In fact, most disabled people do not file complaints. And sending a
complaint to the Department does not mean that the Department will
file suit - or even investigate.
A reluctance to get involved?
When asked by Mouth to provide "examples of successful ADA settlements
in which the DOJ was involved," Liz Savage cited one involving Mike
Auberger, a national organizer for ADAPT, who had a complaint against
the Barrolo Grill.
When Mouth contacted Auberger, he told them that at first it seemed
DOJ wasn't interested in pursuing the matter. "We twisted a lot of
arms [at DOJ] - they weren't open initially, but they did it. I
suspect they knew that there was a potential for us biting them if
they didn't take the case," he added.
The case, said Auberger, "went on for about 2 years." The restaurant
owner ended up settling, Auberger said. But DOJ "pushed him hard,"
Auberger told Mouth. "They made him make everything accessible."
Since that case, though, it seems DOJ has been decidedly cool to
Auberger. He told Mouth, "Since then it's been hard to get the DOJ to
take anything on.
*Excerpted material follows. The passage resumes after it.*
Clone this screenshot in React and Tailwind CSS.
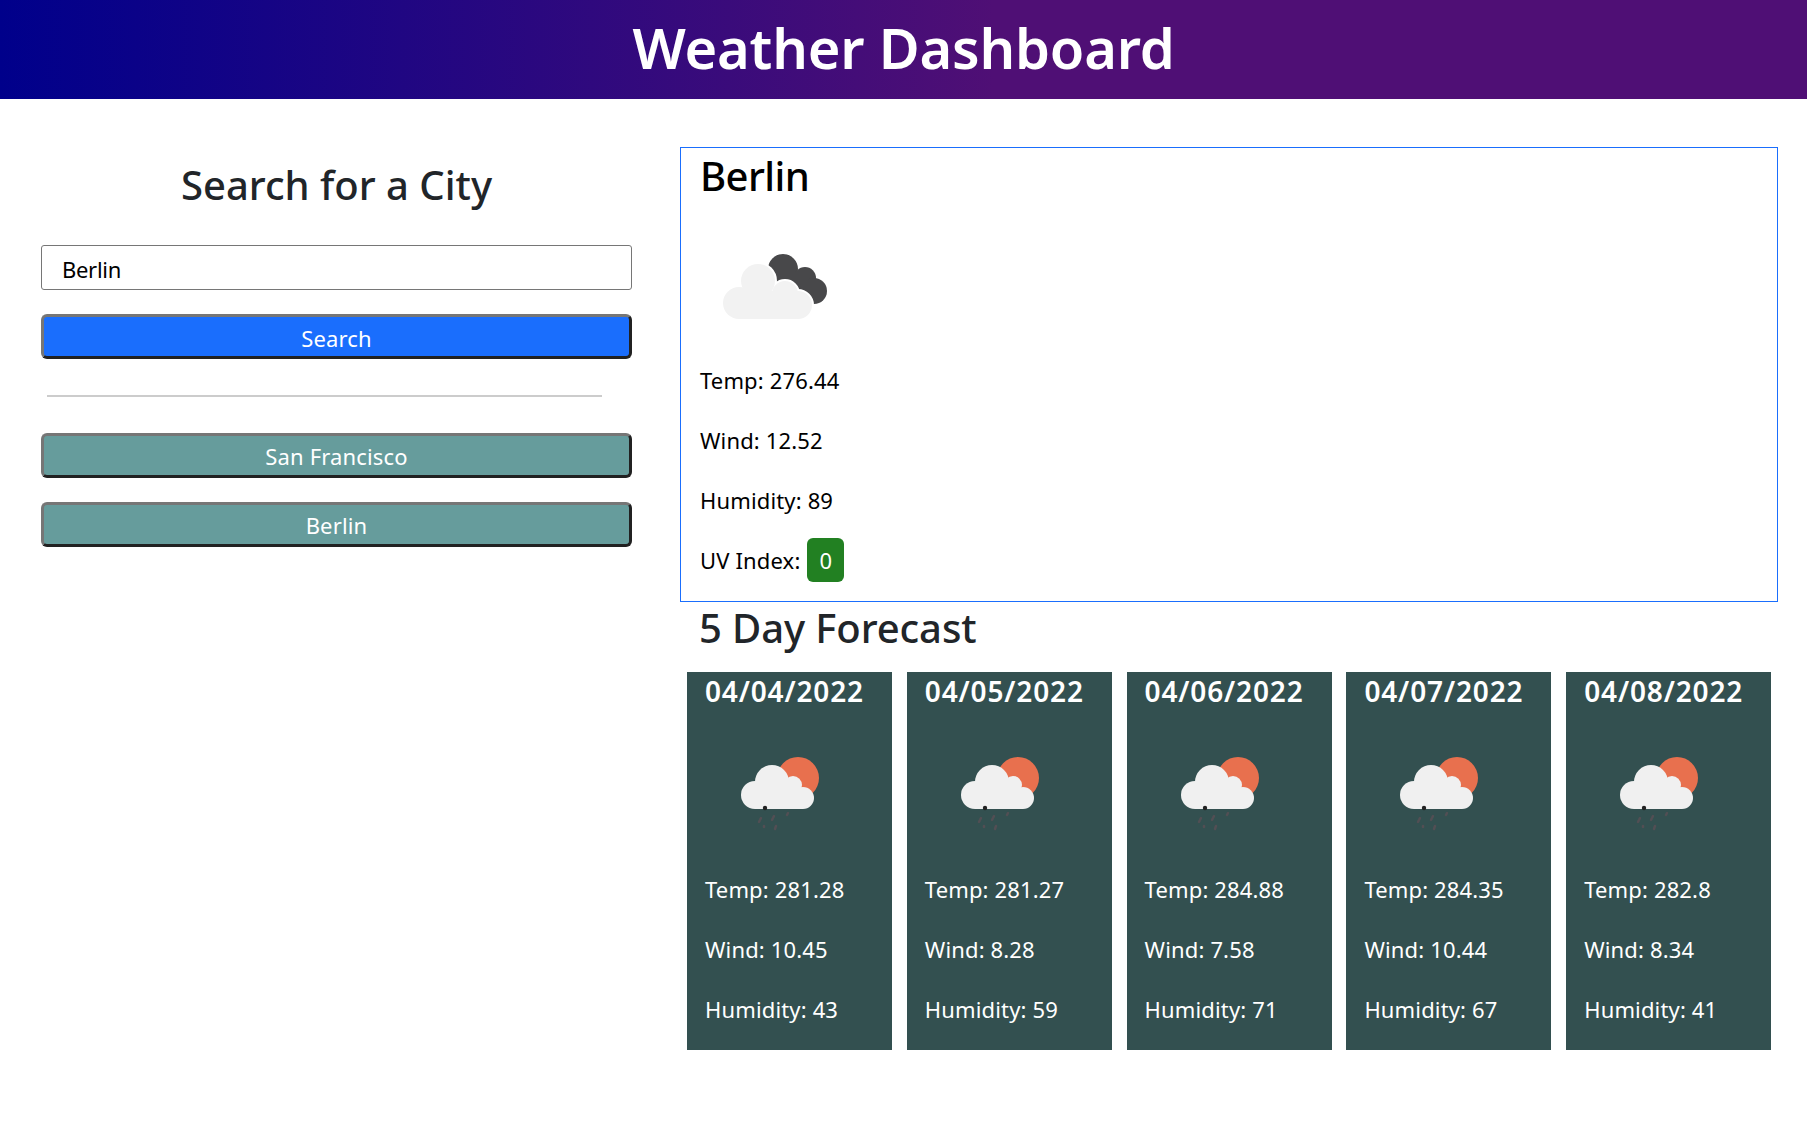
const days = [
  { date: "04/04/2022", temp: "281.28", wind: "10.45", hum: "43" },
  { date: "04/05/2022", temp: "281.27", wind: "8.28", hum: "59" },
  { date: "04/06/2022", temp: "284.88", wind: "7.58", hum: "71" },
  { date: "04/07/2022", temp: "284.35", wind: "10.44", hum: "67" },
  { date: "04/08/2022", temp: "282.8", wind: "8.34", hum: "41" },
];

function CloudIcon() {
  return (
    <svg width="130" height="100" viewBox="0 0 130 100" className="block">
      <g fill="#48484a">
        <circle cx="83" cy="38" r="15" />
        <circle cx="105" cy="47" r="11" />
        <circle cx="114" cy="60" r="13" />
        <path d="M72 30 L112 50 L112 70 L85 70 Z" />
      </g>
      <g fill="#fff" stroke="#fff" strokeWidth="4">
        <circle cx="58" cy="50" r="17" />
        <circle cx="85" cy="63" r="13" />
        <circle cx="98" cy="74" r="14" />
      </g>
      <g fill="#f2f2f2">
        <circle cx="58" cy="50" r="17" />
        <circle cx="39" cy="72" r="16" />
        <circle cx="85" cy="63" r="13" />
        <circle cx="98" cy="74" r="14" />
        <rect x="39" y="60" width="59" height="28" />
      </g>
    </svg>
  );
}

function RainIcon() {
  return (
    <svg width="100" height="100" viewBox="0 0 100 100" className="block">
      <circle cx="77" cy="39" r="21" fill="#e8704e" />
      <g fill="#f0f0f0">
        <circle cx="51" cy="43" r="17" />
        <circle cx="34" cy="56" r="14" />
        <circle cx="72" cy="46" r="9" />
        <circle cx="82" cy="59" r="11" />
        <rect x="34" y="50" width="48" height="20" />
      </g>
      <circle cx="44" cy="69" r="2.2" fill="#222" />
      <g stroke="#5a4f55" strokeWidth="2.5" strokeLinecap="round" opacity="0.8">
        <path d="M40 79 L38 83" />
        <path d="M53 77 L51 81" />
        <path d="M67 74 L66 76" />
        <path d="M43 87 L43 88" />
        <path d="M55 87 L54 90" />
      </g>
    </svg>
  );
}

export default function App() {
  return (
    <div className="min-h-[1144px] bg-white font-['Noto_Sans',sans-serif] text-[#212529]">
      <header className="h-[99px] bg-[linear-gradient(to_right,#00008b,#4f0f75_55%,#4f0f75)] flex items-center justify-center">
        <h1 className="text-white text-[56px] leading-none font-semibold tracking-[-0.2px] pb-[6px]">Weather Dashboard</h1>
      </header>
      <main className="flex pt-[48px] pl-[41px]">
        <aside className="w-[591px] shrink-0">
          <h2 className="text-[40px] leading-[48px] font-medium text-center h-[98px] pt-[14px]">Search for a City</h2>
          <input
            readOnly
            value="Berlin"
            className="block w-full h-[45px] border border-[#767676] rounded-[3px] px-[20px] pt-[2px] text-[22px] text-black tracking-[-0.3px] outline-none"
          />
          <button className="block w-full h-[45px] mt-[24px] pt-[3px] bg-[#1a6efd] text-white text-[22px] tracking-[0.15px] border-[3px] rounded-[6px] border-t-[#767676] border-l-[#767676] border-r-[#212121] border-b-[#212121]">Search</button>
          <hr className="w-[555px] ml-[6px] mt-[36px] border-0 border-t-2 border-[#cccccc]" />
          <button className="block w-full h-[45px] mt-[36px] pt-[1px] bg-[#669c9c] text-white text-[22px] tracking-[0.15px] border-[3px] rounded-[6px] border-t-[#767676] border-l-[#767676] border-r-[#212121] border-b-[#212121]">San Francisco</button>
          <button className="block w-full h-[45px] mt-[24px] pt-[1px] bg-[#669c9c] text-white text-[22px] tracking-[0.15px] border-[3px] rounded-[6px] border-t-[#767676] border-l-[#767676] border-r-[#212121] border-b-[#212121]">Berlin</button>
        </aside>
        <section className="w-[1098px] ml-[48px] shrink-0">
          <div className="h-[455px] border border-[#1a6efd] pl-[19px] text-[22px] text-black tracking-[0.15px]">
            <h2 className="text-[40px] leading-[56px] font-medium tracking-[-0.6px]">Berlin</h2>
            <div className="mt-[27px] h-[100px]"><CloudIcon /></div>
            <p className="mt-[31px] h-[36px] leading-[36px]">Temp: 276.44</p>
            <p className="mt-[24px] h-[36px] leading-[36px]">Wind: 12.52</p>
            <p className="mt-[24px] h-[36px] leading-[36px]">Humidity: 89</p>
            <p className="mt-[20px] h-[44px] flex items-center gap-[7px]">
              UV Index:
              <span className="w-[37px] h-[44px] rounded-[6px] bg-[#228022] text-white flex items-center justify-center">0</span>
            </p>
          </div>
          <h2 className="pl-[19px] text-[40px] h-[70px] leading-[52px] font-medium tracking-[-0.1px]">5 Day Forecast</h2>
          <div className="flex gap-[14.8px] pl-[7px]">
            {days.map((d) => (
              <div key={d.date} className="w-[205px] h-[378px] bg-[#335050] text-white pl-[18px] text-[22px] tracking-[0.15px]">
                <h4 className="text-[28px] leading-[38px] font-semibold tracking-[0.85px]">{d.date}</h4>
                <div className="mt-[29px] ml-[16px] h-[100px]"><RainIcon /></div>
                <p className="mt-[32px] h-[36px] leading-[36px]">Temp: {d.temp}</p>
                <p className="mt-[24px] h-[36px] leading-[36px]">Wind: {d.wind}</p>
                <p className="mt-[24px] h-[36px] leading-[36px]">Humidity: {d.hum}</p>
              </div>
            ))}
          </div>
        </section>
      </main>
    </div>
  );
}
We've filed over 100 complaints with them since
then. They haven't done anything on any of them."
Kaltenborn told Mouth that "While people may want to have their
complaints processed, I'm sure they would prefer more effective
enforcement tactics."
An important reason for the Department of Justice to file lawsuits,
Mistler told Mouth, was "to show pattern and practice." "For instance,
if somebody filed a complaint against a hotel in North Carolina, there
may be other complaints against that hotel chain in other parts of the
United States," Mistler explained. "It's more significant if you can
go to that chain and say, 'we've had x number of complaints against
you.' "
The Department, with its access to numerous complaints about access
violations all across the country, is in a prime position to do this
very thing. "And the government has really beefed up the staffing at
Justice," says Mistler. "You have plenty of lawyers who can do that.
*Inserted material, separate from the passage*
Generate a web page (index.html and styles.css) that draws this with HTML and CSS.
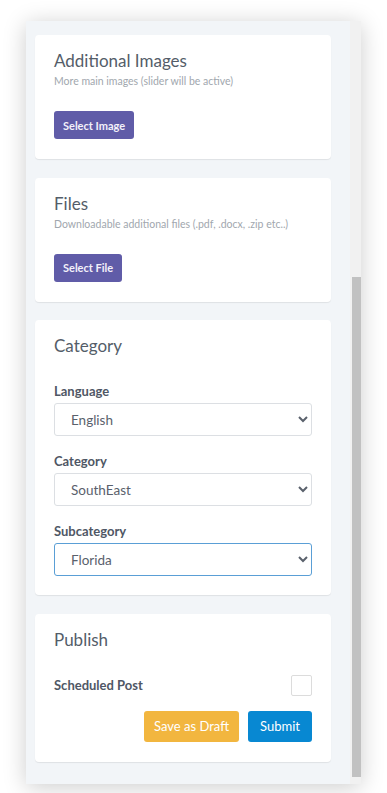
FILE: index.html
```html
<!DOCTYPE html>
<html lang="en">
<head>
<meta charset="utf-8">
<title>Post editor sidebar</title>
<link rel="stylesheet" href="styles.css">
</head>
<body>
<div class="frame">
  <div class="content">
    <section class="card">
      <h2 class="card-title">Additional Images</h2>
      <p class="card-sub">More main images (slider will be active)</p>
      <button class="btn btn-purple">Select Image</button>
    </section>
    <section class="card">
      <h2 class="card-title">Files</h2>
      <p class="card-sub">Downloadable additional files (.pdf, .docx, .zip etc..)</p>
      <button class="btn btn-purple">Select File</button>
    </section>
    <section class="card card-form">
      <h2 class="card-title">Category</h2>
      <div class="form-group first">
        <label class="label">Language</label>
        <select class="select"><option>English</option></select>
      </div>
      <div class="form-group">
        <label class="label">Category</label>
        <select class="select"><option>SouthEast</option></select>
      </div>
      <div class="form-group">
        <label class="label">Subcategory</label>
        <select class="select focused"><option>Florida</option></select>
      </div>
    </section>
    <section class="card">
      <h2 class="card-title">Publish</h2>
      <div class="check-row">
        <span class="label">Scheduled Post</span>
        <span class="checkbox"></span>
      </div>
      <div class="actions">
        <button class="btn-lg btn-yellow">Save as Draft</button>
        <button class="btn-lg btn-blue">Submit</button>
      </div>
    </section>
  </div>
  <div class="scrollbar"><div class="thumb"></div></div>
</div>
</body>
</html>
```

FILE: styles.css
```css
* { box-sizing: border-box; }
html, body { margin: 0; padding: 0; background: #ffffff; }
body { font-family: Lato, "Noto Sans", sans-serif; width: 387px; height: 793px; overflow: hidden; }

.frame {
  margin: 21px 0 0 26px;
  width: 335px;
  height: 763px;
  display: flex;
  background: #f2f5f8;
  box-shadow: 0 3px 22px rgba(0, 0, 0, 0.2);
  overflow: hidden;
}

.content {
  flex: 1;
  padding: 14px 19px 0 9px;
  display: flex;
  flex-direction: column;
  gap: 18.5px;
}

.scrollbar {
  width: 11px;
  background: #f1f1f1;
  padding-top: 256px;
  display: flex;
  justify-content: flex-end;
}
.thumb { width: 9px; height: 500px; background: #c1c1c1; }

.card {
  background: #ffffff;
  border-radius: 4px;
  box-shadow: 0 1px 1px rgba(0, 0, 0, 0.08);
  padding: 15px 19px 20px;
  flex-shrink: 0;
}
.card-form { padding-bottom: 19px; }

.card-title {
  margin: 0;
  font-size: 17px;
  line-height: 22px;
  font-weight: 400;
  color: #545d69;
}
.card-sub {
  margin: 2px 0 0;
  font-size: 10.5px;
  line-height: 14px;
  color: #a1a7ae;
}

.btn {
  display: block;
  margin-top: 23px;
  height: 28px;
  padding: 0 9px;
  border: none;
  border-radius: 3px;
  font-family: inherit;
  font-size: 11px;
  font-weight: 700;
  color: #f3f1fa;
}
.btn-purple { background: #605ca8; }

.form-group { margin-top: 15px; }
.form-group.first { margin-top: 24px; }

.label {
  display: block;
  font-size: 13px;
  line-height: 20px;
  font-weight: 700;
  color: #4f5765;
  margin-bottom: 2px;
}
.select {
  display: block;
  width: 100%;
  height: 33px;
  padding: 0 10px 0 12px;
  border: 1px solid #dcdfe3;
  border-radius: 3px;
  background: #ffffff;
  font-family: inherit;
  font-size: 13.5px;
  color: #5a616c;
}
.select.focused { border-color: #5a9fd6; }

.check-row {
  margin-top: 24px;
  display: flex;
  align-items: center;
  justify-content: space-between;
}
.check-row .label { margin: 0; }
.checkbox {
  width: 21px;
  height: 21px;
  border: 1px solid #dcdcdc;
  border-radius: 2px;
  background: #fff;
}

.actions {
  margin-top: 15px;
  display: flex;
  justify-content: flex-end;
  gap: 9px;
}
.btn-lg {
  height: 31px;
  padding: 0 12px;
  border: none;
  border-radius: 3px;
  font-family: inherit;
  font-size: 13px;
  font-weight: 400;
  color: #ffffff;
  white-space: nowrap;
}
.btn-yellow { background: #f2b63f; padding: 0 10px; }
.btn-blue { background: #0888d2; }
```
"But they don't," said Mistler. "For the most part, they don't."
According to figures furnished by the Department of Justice, Mouth
reported, the Disability Rights Section funding of ADA enforcement
doubled - from $2.2 million in 1991 to $4.6 million in 1992; then
nearly doubled again in 1993, to $8 million. In 1997, the budget was
$9,253,000.
"It hasn't increased in the past two years, but I think it's close to
around $10 million a year. That's pretty good, given the budget
climate we have," Wodatch agreed. Though Congress hasn't approved
budget increases the past 2 years, Wodatch said theirs was "one of the
biggest sections in the Civil Rights Division now, in terms of
personnel and budget both." There are 85 people in the Section,
Wodatch said; of those, 24 were staff attorneys. And in January
Clinton once again proposed more funds for enforcement.
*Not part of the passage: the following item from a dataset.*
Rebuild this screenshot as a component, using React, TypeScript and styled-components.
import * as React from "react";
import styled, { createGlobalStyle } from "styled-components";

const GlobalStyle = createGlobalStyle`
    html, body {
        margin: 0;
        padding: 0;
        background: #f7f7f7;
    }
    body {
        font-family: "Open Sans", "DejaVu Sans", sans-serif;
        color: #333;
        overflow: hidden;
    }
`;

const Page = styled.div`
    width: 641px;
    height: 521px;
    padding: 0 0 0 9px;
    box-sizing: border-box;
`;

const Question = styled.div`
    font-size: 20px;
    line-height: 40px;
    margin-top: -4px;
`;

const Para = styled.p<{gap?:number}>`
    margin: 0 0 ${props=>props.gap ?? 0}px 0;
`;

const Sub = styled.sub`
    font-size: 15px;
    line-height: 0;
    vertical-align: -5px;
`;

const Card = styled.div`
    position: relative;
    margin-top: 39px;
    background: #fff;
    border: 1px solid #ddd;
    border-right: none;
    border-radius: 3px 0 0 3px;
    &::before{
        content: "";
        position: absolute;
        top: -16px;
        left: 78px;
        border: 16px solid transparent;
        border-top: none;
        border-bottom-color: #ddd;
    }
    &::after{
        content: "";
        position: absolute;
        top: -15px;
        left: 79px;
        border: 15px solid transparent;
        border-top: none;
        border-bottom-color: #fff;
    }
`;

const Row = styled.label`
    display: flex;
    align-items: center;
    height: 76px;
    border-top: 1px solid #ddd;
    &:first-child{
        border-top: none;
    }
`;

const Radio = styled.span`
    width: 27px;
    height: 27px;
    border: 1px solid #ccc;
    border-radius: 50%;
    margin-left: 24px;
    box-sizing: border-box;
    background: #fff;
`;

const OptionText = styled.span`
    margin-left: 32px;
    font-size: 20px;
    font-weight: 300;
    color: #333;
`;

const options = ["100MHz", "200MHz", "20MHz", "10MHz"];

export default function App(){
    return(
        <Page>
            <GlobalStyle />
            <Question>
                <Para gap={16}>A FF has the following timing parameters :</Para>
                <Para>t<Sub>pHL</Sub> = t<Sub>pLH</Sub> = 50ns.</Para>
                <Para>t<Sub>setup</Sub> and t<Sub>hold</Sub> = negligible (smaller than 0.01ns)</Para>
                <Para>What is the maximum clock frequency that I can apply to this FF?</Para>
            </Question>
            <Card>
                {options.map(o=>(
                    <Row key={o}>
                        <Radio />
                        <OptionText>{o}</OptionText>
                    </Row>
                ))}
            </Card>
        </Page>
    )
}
The Republican takeover of Congress changed things, even in the
disability community.
Disability Rights Section
Chief John Wodatch
"People were afraid of a "backlash," Wodatch said. "There's a constant
worry that someone's going to try to repeal part of the ADA. I
hope that's unrealistic, that fear. I think the coalition of
local grassroots disability rights groups that got the law
there can keep it there. But it takes work to do that; and I
think people are worried about that."
The Office on the Americans with Disabilities Act in the Civil Rights
Division of the U.S. Department of Justice was formed in 1992,
combining work that had been done in various other sections of
the Department, and incorporating previous offices doing work
on Section 504. John Wodatch headed this office. In 1993, it
became the Public Access Section; in 1995 that name was changed
to its current name, the Disability Rights Section. John
Wodatch is Chief of that Section. Wodatch, a Georgetown law
graduate, had worked for the U.S. Department of Health and
Human Services on 504. He now oversees an office of over 80 -
one of the biggest Sections at the Department.
Mouth reports, "What you have to understand about [John] Wodatch is
that he was the man on Section 504 from the beginning." Section
504 was the first civil rights provision for disabled people,
part of the 1973 Rehab Act.
Wodatch, a former Department of Justice employee told Mouth, "has
always been the primary guy on 504." As Mouth pointed out,
Wodatch was the attorney for the U.S. Department of Heath,
Education and Welfare back in the mid-70s who took HEW's side
when Jim Cherry sued to get the regulations promulgated on the
ADA. Cherry v. Matthews is an important part of disability
rights history. Matthews was the head of HEW, and Wodatch,
Mouth points out, was the HEW attorney. "Wodatch, then, fought
the implementation of 504. When he lost that fight, he was
given responsibility for implementing it."
"To this day," said Mouth, Wodatch "is the one who must approve all
504 regulations and enforce them for the Department."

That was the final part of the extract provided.